Les 32 ligues européennes n’ont d’autre choix que de se battre pour leur survie en tirant à boulets rouges. La Premier League anglaise et la Liga espagnole ont montré le chemin. Souhaitons que la ligue française suive cet exemple. Mais à terme, il faudra bien revoir la gouvernance de l’UEFA, qui ignore superbement les ligues professionnelles, alors qu’elles font vivre les footballs nationaux. L’UEFA comme la Fifa ne peuvent à la fois prendre, comme organes régulateurs, des décisions qui s’imposent à tous et développer sans cesse de nouvelles compétitions qui minent les championnats nationaux sans que les ligues aient leur mot à dire.

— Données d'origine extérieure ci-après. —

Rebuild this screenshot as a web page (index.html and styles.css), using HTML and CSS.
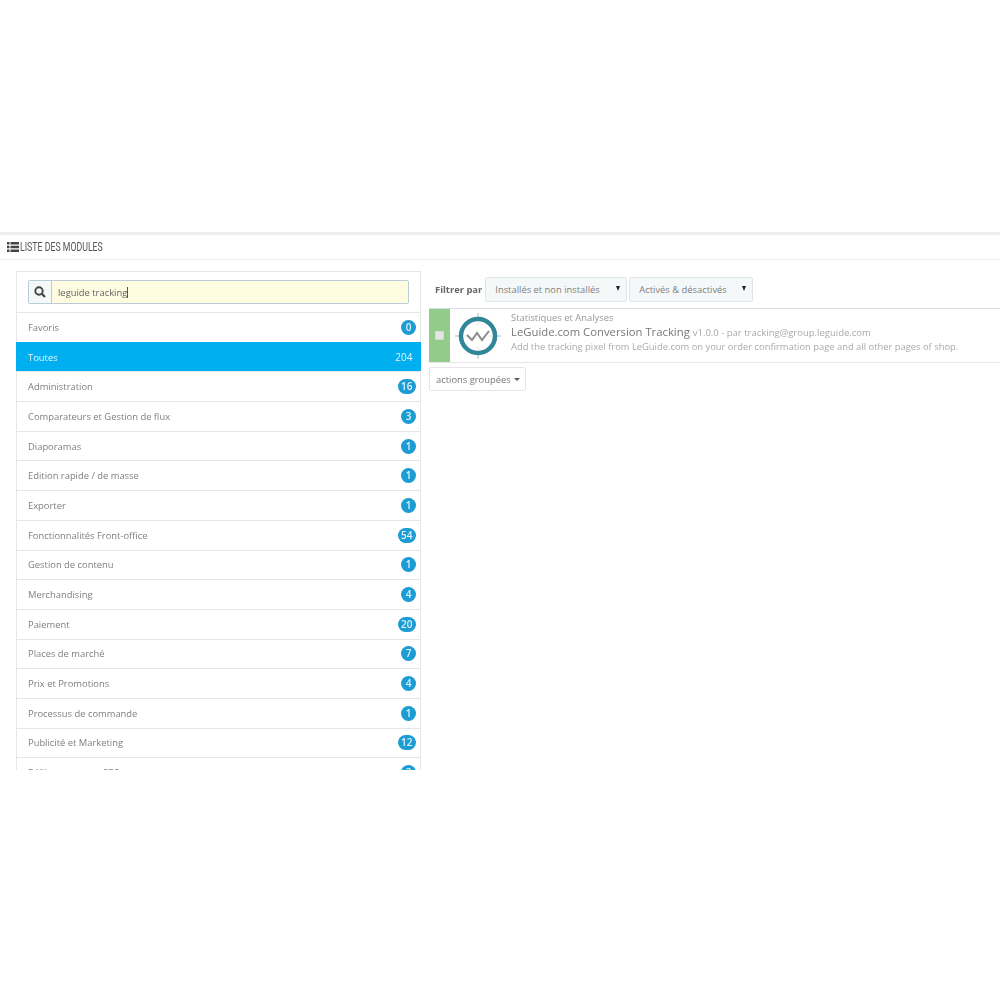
FILE: index.html
```html
<!DOCTYPE html>
<html>

<head>
    <title>Liste des modules</title>
    <link rel="stylesheet" href="styles.css">
</head>

<body>
    <div class="panel">
        <div class="panel-heading">
            <svg class="list-icon" width="12" height="10" viewBox="0 0 12 10">
                <path d="M0 0h2.5v2.5H0zM3.5 0H12v2.5H3.5zM0 3.7h2.5v2.5H0zM3.5 3.7H12v2.5H3.5zM0 7.4h2.5v2.5H0zM3.5 7.4H12v2.5H3.5z" fill="#444" />
            </svg>
            <span class="panel-title">LISTE DES MODULES</span>
        </div>
        <div class="columns">
            <div class="categories">
                <div class="search-box">
                    <div class="search">
                        <div class="search-addon">
                            <svg width="12" height="12" viewBox="0 0 12 12">
                                <circle cx="5" cy="5" r="3.7" fill="none" stroke="#444" stroke-width="1.9" />
                                <path d="M7.8 7.8L11 11" stroke="#444" stroke-width="2.2" />
                            </svg>
                        </div>
                        <div class="search-input">leguide tracking<span class="caret"></span></div>
                    </div>
                </div>
                <ul class="category-list">
                    <li><span>Favoris</span><b class="badge">0</b></li>
                    <li class="active"><span>Toutes</span><b class="badge">204</b></li>
                    <li><span>Administration</span><b class="badge">16</b></li>
                    <li><span>Comparateurs et Gestion de flux</span><b class="badge">3</b></li>
                    <li><span>Diaporamas</span><b class="badge">1</b></li>
                    <li><span>Edition rapide / de masse</span><b class="badge">1</b></li>
                    <li><span>Exporter</span><b class="badge">1</b></li>
                    <li><span>Fonctionnalités Front-office</span><b class="badge">54</b></li>
                    <li><span>Gestion de contenu</span><b class="badge">1</b></li>
                    <li><span>Merchandising</span><b class="badge">4</b></li>
                    <li><span>Paiement</span><b class="badge">20</b></li>
                    <li><span>Places de marché</span><b class="badge">7</b></li>
                    <li><span>Prix et Promotions</span><b class="badge">4</b></li>
                    <li><span>Processus de commande</span><b class="badge">1</b></li>
                    <li><span>Publicité et Marketing</span><b class="badge">12</b></li>
                    <li><span>Référencement - SEO</span><b class="badge">3</b></li>
                </ul>
            </div>
            <div class="modules">
                <div class="filters">
                    <label class="filter-label">Filtrer par</label>
                    <div class="select select-install">Installés et non installés<i class="arrow"></i></div>
                    <div class="select select-active">Activés &amp; désactivés<i class="arrow"></i></div>
                </div>
                <div class="module-row">
                    <div class="module-check"><span class="checkbox"></span></div>
                    <svg class="module-icon" width="46" height="46" viewBox="0 0 46 46">
                        <path d="M23 0v46M0 23h46" stroke="#c3d6de" stroke-width="1.5" />
                        <circle cx="23" cy="23" r="17" fill="#fff" stroke="#2f8798" stroke-width="4.5" />
                        <path d="M23 8v5M23 33v5M8 23h5M33 23h5" stroke="#dfe8ec" stroke-width="1.2" />
                        <path d="M12 22l5 5 5-7 5 7 7-9" fill="none" stroke="#8f8a8c" stroke-width="2" />
                    </svg>
                    <div class="module-info">
                        <div class="module-cat">Statistiques et Analyses</div>
                        <div class="module-title">LeGuide.com Conversion Tracking <small>v1.0.0 - par tracking@group.leguide.com</small></div>
                        <div class="module-desc">Add the tracking pixel from LeGuide.com on your order confirmation page and all other pages of shop.</div>
                    </div>
                </div>
                <div class="bulk-btn">actions groupées<i class="caret-down"></i></div>
            </div>
        </div>
    </div>
</body>

</html>
```

FILE: styles.css
```css
body {
    background-color: white;
    font-family: 'Open Sans', sans-serif;
    color: #777;
    margin: 0;
    padding: 232px 0 0;
}

.panel {
    border-top: 3px solid #eee;
    filter: blur(0.45px);
}

.panel-heading {
    display: flex;
    align-items: center;
    gap: 1px;
    height: 24px;
    padding-left: 7px;
    border-bottom: 1px solid #f0f0f0;
    font-family: 'Roboto', sans-serif;
    font-size: 12px;
    color: #555;
}

/* no condensed face is installed, so squeeze the title */
.panel-title {
    transform: scaleX(0.73);
    transform-origin: left center;
}

.columns {
    display: flex;
    align-items: flex-start;
    padding: 11px 0 0 16px;
}

/* left column */
.categories {
    width: 405px;
    height: 499px;
    overflow: hidden;
    flex-shrink: 0;
}

.search-box {
    padding: 8px 11px;
    border: 1px solid #e4e6e8;
    border-bottom: none;
}

.search {
    display: flex;
    box-sizing: border-box;
    height: 24px;
    border: 1px solid #b9cdd4;
    border-radius: 2px;
}

.search-addon {
    display: flex;
    align-items: center;
    justify-content: center;
    box-sizing: border-box;
    width: 23px;
    background-color: #f5f8f9;
    border-right: 1px solid #b9cdd4;
}

.search-input {
    flex: 1;
    padding-left: 6px;
    background-color: #fffbe0;
    font-size: 9.4px;
    line-height: 23px;
    color: #666;
}

.caret {
    display: inline-block;
    width: 1px;
    height: 11px;
    vertical-align: -2px;
    background-color: #555;
}

.category-list {
    list-style: none;
    margin: 0;
    padding: 0;
}

.category-list li {
    display: flex;
    align-items: center;
    justify-content: space-between;
    box-sizing: border-box;
    height: 29.7px;
    padding: 0 4px 0 11px;
    border: 1px solid #e4e6e8;
    border-bottom: none;
    font-size: 9.4px;
    color: #808080;
}

.category-list li.active {
    background-color: #00aff0;
    border-color: #00aff0;
    color: #e6f7fe;
}

.badge {
    min-width: 8px;
    padding: 0 3.5px;
    border-radius: 8px;
    background-color: #1c9cd4;
    color: #dff3fb;
    font-size: 10px;
    font-weight: 600;
    line-height: 15px;
    text-align: center;
}

.active .badge {
    background: none;
    font-weight: 400;
}

/* right column */
.modules {
    flex: 1;
    min-width: 0;
    margin-left: 8px;
}

.filters {
    display: flex;
    align-items: center;
    gap: 2px;
    height: 25px;
    margin-top: 6px;
}

.filter-label {
    margin: 0 1px 0 6px;
    font-size: 9.4px;
    font-weight: 700;
    color: #666;
}

.select {
    position: relative;
    box-sizing: border-box;
    height: 25px;
    padding-left: 9px;
    border: 1px solid #dfe5e8;
    border-radius: 2px;
    background-color: #f5f8f9;
    font-size: 9.4px;
    line-height: 24px;
    color: #808080;
}

.select-install {
    width: 142px;
}

.select-active {
    width: 124px;
}

.arrow {
    position: absolute;
    top: 8px;
    right: 6px;
    border-top: 5px solid #222;
    border-left: 2.5px solid transparent;
    border-right: 2.5px solid transparent;
}

.module-row {
    display: flex;
    align-items: center;
    box-sizing: border-box;
    height: 55px;
    margin-top: 6px;
    border-top: 1px solid #d5dee3;
    border-bottom: 1px solid #e8e8e8;
}

.module-check {
    display: flex;
    align-items: center;
    justify-content: center;
    align-self: stretch;
    width: 21px;
    background-color: #93cb8b;
}

.checkbox {
    width: 7px;
    height: 7px;
    background-color: #e4e6e4;
    border: 1px solid #d5d8d5;
}

.module-icon {
    margin: 0 10px 0 5px;
    flex-shrink: 0;
}

.module-info {
    white-space: nowrap;
    margin-top: -7px;
}

.module-cat {
    font-size: 9.4px;
    line-height: 12px;
    color: #999;
}

.module-title {
    font-size: 11.3px;
    line-height: 15px;
    color: #777;
}

.module-title small {
    font-size: 9.5px;
    color: #aaa;
}

.module-desc {
    font-size: 9.4px;
    line-height: 13px;
    color: #aaa;
}

.bulk-btn {
    display: flex;
    align-items: center;
    box-sizing: border-box;
    width: 97px;
    height: 24px;
    margin-top: 4px;
    padding-left: 6px;
    border: 1px solid #e6e6e6;
    border-radius: 2px;
    font-size: 9.4px;
    color: #777;
}

.caret-down {
    margin-left: 3px;
    border-top: 3px solid #555;
    border-left: 3px solid transparent;
    border-right: 3px solid transparent;
}
```
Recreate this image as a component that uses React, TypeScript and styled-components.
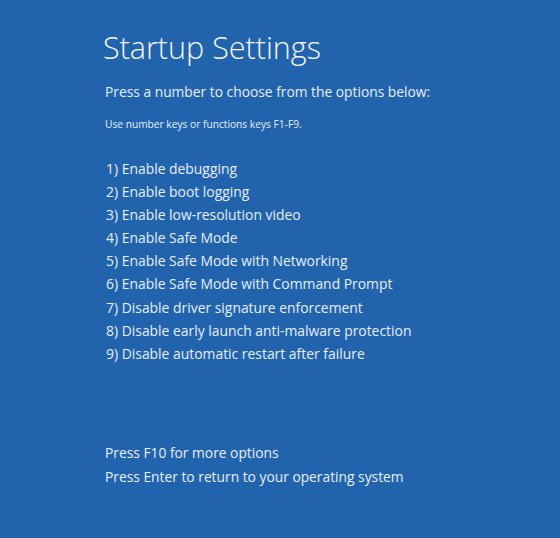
import React from "react";
import styled, { createGlobalStyle } from "styled-components";

const Global = createGlobalStyle`
  html, body { margin: 0; padding: 0; background: #2164ad; }
  body { width: 560px; height: 538px; overflow: hidden; }
`;

const Screen = styled.div`
  width: 560px;
  height: 538px;
  box-sizing: border-box;
  background: #2164ad;
  color: #e8eef8;
  font-family: "Open Sans", "Noto Sans", sans-serif;
  padding: 27px 0 0 103px;
  display: flex;
  flex-direction: column;
`;

const Title = styled.h1`
  margin: 0;
  font-weight: 300;
  font-size: 30.5px;
  line-height: 40px;
  color: #f4f7fc;
`;

const Subtitle = styled.p`
  margin: 15px 0 0 2px;
  font-size: 13.8px;
  line-height: 20px;
`;

const Hint = styled.p`
  margin: 15px 0 0 2px;
  font-size: 10.2px;
  line-height: 14px;
`;

const OptionList = styled.ol`
  list-style: none;
  margin: 26px 0 0 3px;
  padding: 0;
  display: flex;
  flex-direction: column;
`;

const Option = styled.li`
  font-size: 13.9px;
  line-height: 23.1px;
`;

const Footer = styled.div`
  margin-top: 76px;
  margin-left: 2px;
  display: flex;
  flex-direction: column;
`;

const FooterLine = styled.div`
  font-size: 13.8px;
  line-height: 24px;
`;

const options = [
  "Enable debugging",
  "Enable boot logging",
  "Enable low-resolution video",
  "Enable Safe Mode",
  "Enable Safe Mode with Networking",
  "Enable Safe Mode with Command Prompt",
  "Disable driver signature enforcement",
  "Disable early launch anti-malware protection",
  "Disable automatic restart after failure",
];

export default function App() {
  return (
    <>
      <Global />
      <Screen>
        <Title>Startup Settings</Title>
        <Subtitle>Press a number to choose from the options below:</Subtitle>
        <Hint>Use number keys or functions keys F1-F9.</Hint>
        <OptionList>
          {options.map((o, i) => (
            <Option key={o}>
              {i + 1}) {o}
            </Option>
          ))}
        </OptionList>
        <Footer>
          <FooterLine>Press F10 for more options</FooterLine>
          <FooterLine>Press Enter to return to your operating system</FooterLine>
        </Footer>
      </Screen>
    </>
  );
}
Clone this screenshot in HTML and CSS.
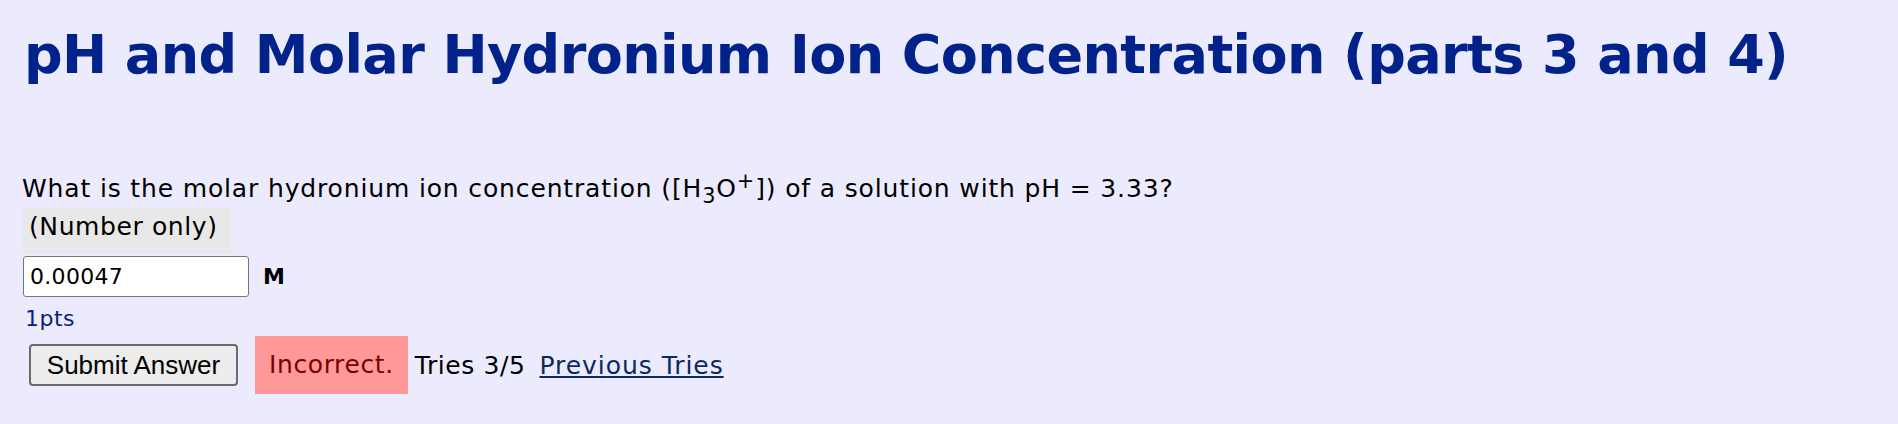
FILE: index.html
```html
<!DOCTYPE html>
<html>
<head>
	<title>pH and Molar Hydronium Ion Concentration</title>
	<meta name="viewport" content="width=device-width">
	<link rel="stylesheet" href="styles.css">
</head>
<body>
	<h1 class="problemTitle">pH and Molar Hydronium Ion Concentration (parts 3 and 4)</h1>

	<div class="problemBlock">
		<p class="questionText">What is the molar hydronium ion concentration ([H<sub>3</sub>O<sup>+</sup>]) of a solution with pH = 3.33?</p>
		<div class="hintLabel">(Number only)</div>
		<div class="answerRow">
			<input class="answerInput" type="text" value="0.00047">
			<b class="answerUnit">M</b>
		</div>
		<div class="pointsLabel">1pts</div>
		<div class="submitRow">
			<button class="submitButton">Submit Answer</button>
			<span class="resultIncorrect">Incorrect.</span>
			<span class="triesText">Tries 3/5</span>
			<a class="previousTries" href="#">Previous Tries</a>
		</div>
	</div>
</body>
</html>
```

FILE: styles.css
```css
/* Base page */
body {
	background-color: #ebebfd;
	color: #000;
	font-family: Verdana, "DejaVu Sans", sans-serif;
	font-size: 25px;
	letter-spacing: 0.6px;
	margin: 0;
	padding: 0 22px;
}

/* Problem title */
.problemTitle {
	color: #00228a;
	font-size: 54px;
	letter-spacing: -0.6px;
	font-weight: bold;
	line-height: 67px;
	white-space: nowrap;
	margin: 21px 0 0 2px;
}

.problemBlock {
	margin-top: 86px;
}

.questionText {
	letter-spacing: 0.85px;
	line-height: 30px;
	margin: 0 0 4px 0;
}

.questionText sub,
.questionText sup {
	line-height: 0;
}

/* Grey "(Number only)" box */
.hintLabel {
	display: inline-block;
	background-color: #e8e8e8;
	line-height: 30px;
	margin-left: 1px;
	padding: 4px 13px 12px 6px;
}

.answerRow {
	display: flex;
	align-items: center;
	gap: 14px;
	margin: 2px 0 0 1px;
}

.answerInput {
	box-sizing: border-box;
	width: 226px;
	height: 41px;
	font-family: Verdana, "DejaVu Sans", sans-serif;
	font-size: 22px;
	letter-spacing: 0.3px;
	padding: 0 6px;
	border: 1px solid #767676;
	border-radius: 3px;
	background: #fff;
	color: #000;
}

.answerUnit {
	font-size: 22px;
	letter-spacing: 0;
}

.pointsLabel {
	color: #0d1d7e;
	font-size: 22px;
	letter-spacing: 0.5px;
	line-height: 26px;
	margin: 9px 0 0 3px;
}

.submitRow {
	display: flex;
	align-items: center;
	margin-top: 4px;
}

.submitButton {
	box-sizing: border-box;
	font-family: "Liberation Sans", Arial, sans-serif;
	font-size: 26px;
	letter-spacing: 0;
	height: 42px;
	width: 209px;
	margin-left: 7px;
	background-color: #ececec;
	border: 2px solid #6b6b6b;
	border-radius: 4px;
	color: #000;
	padding: 0;
	white-space: nowrap;
}

/* Result badge */
.resultIncorrect {
	background-color: #ff9999;
	color: #7a0000;
	line-height: 58px;
	padding: 0 14px;
	margin-left: 17px;
}

.triesText {
	margin-left: 7px;
}

.previousTries {
	color: #0b2a5e;
	letter-spacing: 0.95px;
	text-decoration: underline;
	margin-left: 14px;
}
```
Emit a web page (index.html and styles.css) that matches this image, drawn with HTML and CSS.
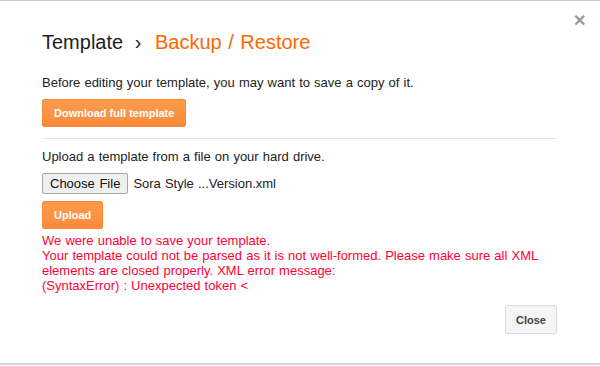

Le bon sens voudrait qu’elles soient représentées à hauteur suffisante (un tiers ?) dans les organes décisionnels des fédérations internationales*. Ces dernières ont reçu de nos anciens la noble mission de gouverner le football, d’en fixer les règles et de développer notre sport partout sur la planète. Aujourd’hui, elles semblent dévorées par la « fièvre de l’or ». Le business a pris le pas sur l’intérêt général du football, les bonnes pratiques, l’avenir du jeu, l’aide aux nations défavorisées. La Fifa et l’UEFA se livrent même entre elles à une véritable guerre commerciale (Coupe du monde des clubs versus Champions League). Cette dérive inflationniste fait croître une bulle spéculative qui peut éclater à tout moment. Faut-il attendre l’implosion du système pour revenir à la raison ? »
* L’EPFL, qui représente les intérêts des ligues nationales, a fini par obtenir un siège au comité exécutif de l’UEFA sur 19.